▸ **Provided entries**
....

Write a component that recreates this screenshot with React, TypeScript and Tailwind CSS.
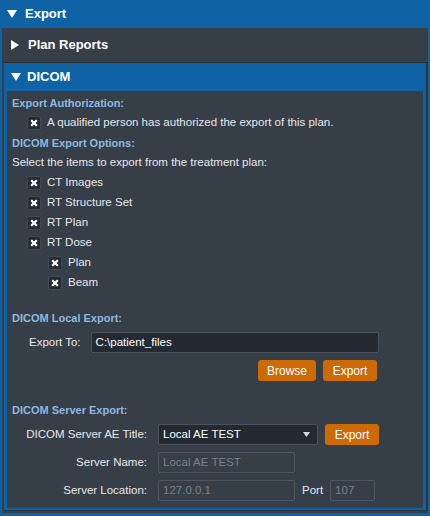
import React from "react"

function Caret({ open }: { open: boolean }) {
  return open ? (
    <svg width="10" height="8" viewBox="0 0 10 8" className="shrink-0">
      <path d="M0 0 H10 L5 8 Z" fill="#ffffff" />
    </svg>
  ) : (
    <svg width="8" height="10" viewBox="0 0 8 10" className="shrink-0">
      <path d="M0 0 V10 L8 5 Z" fill="#ffffff" />
    </svg>
  )
}

function Check({ label, sub }: { label: string; sub?: boolean }) {
  return (
    <div className={`h-[20px] flex items-center gap-[6px] ${sub ? "pl-[41px]" : "pl-[20px]"}`}>
      <span className="w-[14px] h-[14px] rounded-[2px] bg-[#262c33] border border-[#434a54] flex items-center justify-center">
        <svg width="8" height="8" viewBox="0 0 8 8">
          <path d="M1.2 1.2 L6.8 6.8 M6.8 1.2 L1.2 6.8" stroke="#ffffff" strokeWidth="2.2" />
        </svg>
      </span>
      <span className="text-[#e6e8ea]">{label}</span>
    </div>
  )
}

function Heading({ children }: { children: React.ReactNode }) {
  return <div className="h-[20px] flex items-center pl-[5px] text-[#8fb9e0] font-bold text-[11px]">{children}</div>
}

function OrangeButton({ children, w }: { children: React.ReactNode; w: string }) {
  return (
    <button className={`${w} h-[21px] rounded-[3px] bg-[#cc6a06] text-white text-[12px] flex items-center justify-center`}>
      {children}
    </button>
  )
}

export default function App() {
  return (
    <div className="w-[430px] h-[516px] bg-[#0f63a4] px-[2px] pb-[3px] flex flex-col font-['Liberation_Sans',Arial,sans-serif] text-[11.5px]">
      <div className="h-[28px] shrink-0 flex items-center gap-[8px] pl-[5px] text-white font-bold text-[13px]">
        <Caret open />
        Export
      </div>

      <div className="flex-1 bg-[#363e48] flex flex-col pb-[2px] min-h-0">
        <div className="h-[34px] shrink-0 flex items-center gap-[9px] pl-[9px] text-white font-bold text-[13px]">
          <Caret open={false} />
          Plan Reports
        </div>

        {/* DICOM section */}
        <div className="flex-1 ml-[2px] flex flex-col bg-[#0f63a4] border-t border-[#232a31] border-r-2 border-r-[#2b3139] border-b border-b-[#2b3139] pb-[2px] min-h-0">
          <div className="h-[28px] shrink-0 flex items-center gap-[6px] pl-[7px] text-white font-bold text-[13px]">
            <Caret open />
            DICOM
          </div>

          <div className="flex-1 mx-[3px] bg-[#363e48] flex flex-col pt-[2px] text-[#e6e8ea]">
            <Heading>Export Authorization:</Heading>
            <Check label="A qualified person has authorized the export of this plan." />
            <Heading>DICOM Export Options:</Heading>
            <div className="h-[20px] flex items-center pl-[5px]">Select the items to export from the treatment plan:</div>
            <Check label="CT Images" />
            <Check label="RT Structure Set" />
            <Check label="RT Plan" />
            <Check label="RT Dose" />
            <Check label="Plan" sub />
            <Check label="Beam" sub />

            <div className="mt-[15px]">
              <Heading>DICOM Local Export:</Heading>
            </div>
            <div className="mt-[4px] flex items-center pl-[22px] gap-[10px]">
              <span>Export To:</span>
              <div className="w-[288px] h-[21px] bg-[#232a31] border border-[#4a525d] rounded-[2px] flex items-center px-[4px] text-white">
                C:\patient_files
              </div>
            </div>
            <div className="mt-[7px] flex justify-end gap-[7px] pr-[46px]">
              <OrangeButton w="w-[58px]">Browse</OrangeButton>
              <OrangeButton w="w-[54px]">Export</OrangeButton>
            </div>

            <div className="mt-[19px]">
              <Heading>DICOM Server Export:</Heading>
            </div>
            <div className="mt-[4px] grid grid-cols-[140px_auto] gap-x-[11px] gap-y-[7px] items-center">
              <span className="text-right">DICOM Server AE Title:</span>
              <div className="flex items-center gap-[7px]">
                <div className="w-[160px] h-[21px] bg-[#232a31] border border-[#4a525d] rounded-[2px] flex items-center justify-between pl-[4px] pr-[7px] text-white">
                  Local AE TEST
                  <svg width="7" height="5" viewBox="0 0 7 5">
                    <path d="M0 0 H7 L3.5 5 Z" fill="#d8dadc" />
                  </svg>
                </div>
                <OrangeButton w="w-[54px]">Export</OrangeButton>
              </div>

              <span className="text-right">Server Name:</span>
              <div className="w-[137px] h-[21px] border border-[#4e5561] rounded-[2px] flex items-center px-[4px] text-[#7b8189]">
                Local AE TEST
              </div>

              <span className="text-right">Server Location:</span>
              <div className="flex items-center">
                <div className="w-[137px] h-[21px] border border-[#4e5561] rounded-[2px] flex items-center px-[4px] text-[#7b8189]">
                  127.0.0.1
                </div>
                <span className="ml-[7px] mr-[7px]">Port</span>
                <div className="w-[45px] h-[21px] border border-[#4e5561] rounded-[2px] flex items-center px-[4px] text-[#7b8189]">
                  107
                </div>
              </div>
            </div>
          </div>
        </div>
      </div>
    </div>
  )
}
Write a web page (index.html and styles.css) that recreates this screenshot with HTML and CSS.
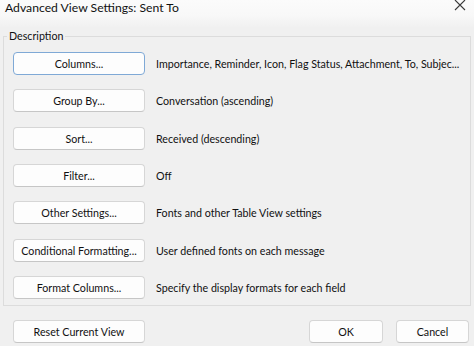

....

▸ **Task statement**
Without including the pictures, reproduce all entries exactly.

▸ **Solved problem**
Write a component that recreates this screenshot with React, TypeScript and Tailwind CSS.
import React from "react"

function Caret({ open }: { open: boolean }) {
  return open ? (
    <svg width="10" height="8" viewBox="0 0 10 8" className="shrink-0">
      <path d="M0 0 H10 L5 8 Z" fill="#ffffff" />
    </svg>
  ) : (
    <svg width="8" height="10" viewBox="0 0 8 10" className="shrink-0">
      <path d="M0 0 V10 L8 5 Z" fill="#ffffff" />
    </svg>
  )
}

function Check({ label, sub }: { label: string; sub?: boolean }) {
  return (
    <div className={`h-[20px] flex items-center gap-[6px] ${sub ? "pl-[41px]" : "pl-[20px]"}`}>
      <span className="w-[14px] h-[14px] rounded-[2px] bg-[#262c33] border border-[#434a54] flex items-center justify-center">
        <svg width="8" height="8" viewBox="0 0 8 8">
          <path d="M1.2 1.2 L6.8 6.8 M6.8 1.2 L1.2 6.8" stroke="#ffffff" strokeWidth="2.2" />
        </svg>
      </span>
      <span className="text-[#e6e8ea]">{label}</span>
    </div>
  )
}

function Heading({ children }: { children: React.ReactNode }) {
  return <div className="h-[20px] flex items-center pl-[5px] text-[#8fb9e0] font-bold text-[11px]">{children}</div>
}

function OrangeButton({ children, w }: { children: React.ReactNode; w: string }) {
  return (
    <button className={`${w} h-[21px] rounded-[3px] bg-[#cc6a06] text-white text-[12px] flex items-center justify-center`}>
      {children}
    </button>
  )
}

export default function App() {
  return (
    <div className="w-[430px] h-[516px] bg-[#0f63a4] px-[2px] pb-[3px] flex flex-col font-['Liberation_Sans',Arial,sans-serif] text-[11.5px]">
      <div className="h-[28px] shrink-0 flex items-center gap-[8px] pl-[5px] text-white font-bold text-[13px]">
        <Caret open />
        Export
      </div>

      <div className="flex-1 bg-[#363e48] flex flex-col pb-[2px] min-h-0">
        <div className="h-[34px] shrink-0 flex items-center gap-[9px] pl-[9px] text-white font-bold text-[13px]">
          <Caret open={false} />
          Plan Reports
        </div>

        {/* DICOM section */}
        <div className="flex-1 ml-[2px] flex flex-col bg-[#0f63a4] border-t border-[#232a31] border-r-2 border-r-[#2b3139] border-b border-b-[#2b3139] pb-[2px] min-h-0">
          <div className="h-[28px] shrink-0 flex items-center gap-[6px] pl-[7px] text-white font-bold text-[13px]">
            <Caret open />
            DICOM
          </div>

          <div className="flex-1 mx-[3px] bg-[#363e48] flex flex-col pt-[2px] text-[#e6e8ea]">
            <Heading>Export Authorization:</Heading>
            <Check label="A qualified person has authorized the export of this plan." />
            <Heading>DICOM Export Options:</Heading>
            <div className="h-[20px] flex items-center pl-[5px]">Select the items to export from the treatment plan:</div>
            <Check label="CT Images" />
            <Check label="RT Structure Set" />
            <Check label="RT Plan" />
            <Check label="RT Dose" />
            <Check label="Plan" sub />
            <Check label="Beam" sub />

            <div className="mt-[15px]">
              <Heading>DICOM Local Export:</Heading>
            </div>
            <div className="mt-[4px] flex items-center pl-[22px] gap-[10px]">
              <span>Export To:</span>
              <div className="w-[288px] h-[21px] bg-[#232a31] border border-[#4a525d] rounded-[2px] flex items-center px-[4px] text-white">
                C:\patient_files
              </div>
            </div>
            <div className="mt-[7px] flex justify-end gap-[7px] pr-[46px]">
              <OrangeButton w="w-[58px]">Browse</OrangeButton>
              <OrangeButton w="w-[54px]">Export</OrangeButton>
            </div>

            <div className="mt-[19px]">
              <Heading>DICOM Server Export:</Heading>
            </div>
            <div className="mt-[4px] grid grid-cols-[140px_auto] gap-x-[11px] gap-y-[7px] items-center">
              <span className="text-right">DICOM Server AE Title:</span>
              <div className="flex items-center gap-[7px]">
                <div className="w-[160px] h-[21px] bg-[#232a31] border border-[#4a525d] rounded-[2px] flex items-center justify-between pl-[4px] pr-[7px] text-white">
                  Local AE TEST
                  <svg width="7" height="5" viewBox="0 0 7 5">
                    <path d="M0 0 H7 L3.5 5 Z" fill="#d8dadc" />
                  </svg>
                </div>
                <OrangeButton w="w-[54px]">Export</OrangeButton>
              </div>

              <span className="text-right">Server Name:</span>
              <div className="w-[137px] h-[21px] border border-[#4e5561] rounded-[2px] flex items-center px-[4px] text-[#7b8189]">
                Local AE TEST
              </div>

              <span className="text-right">Server Location:</span>
              <div className="flex items-center">
                <div className="w-[137px] h-[21px] border border-[#4e5561] rounded-[2px] flex items-center px-[4px] text-[#7b8189]">
                  127.0.0.1
                </div>
                <span className="ml-[7px] mr-[7px]">Port</span>
                <div className="w-[45px] h-[21px] border border-[#4e5561] rounded-[2px] flex items-center px-[4px] text-[#7b8189]">
                  107
                </div>
              </div>
            </div>
          </div>
        </div>
      </div>
    </div>
  )
}
Write a web page (index.html and styles.css) that recreates this screenshot with HTML and CSS.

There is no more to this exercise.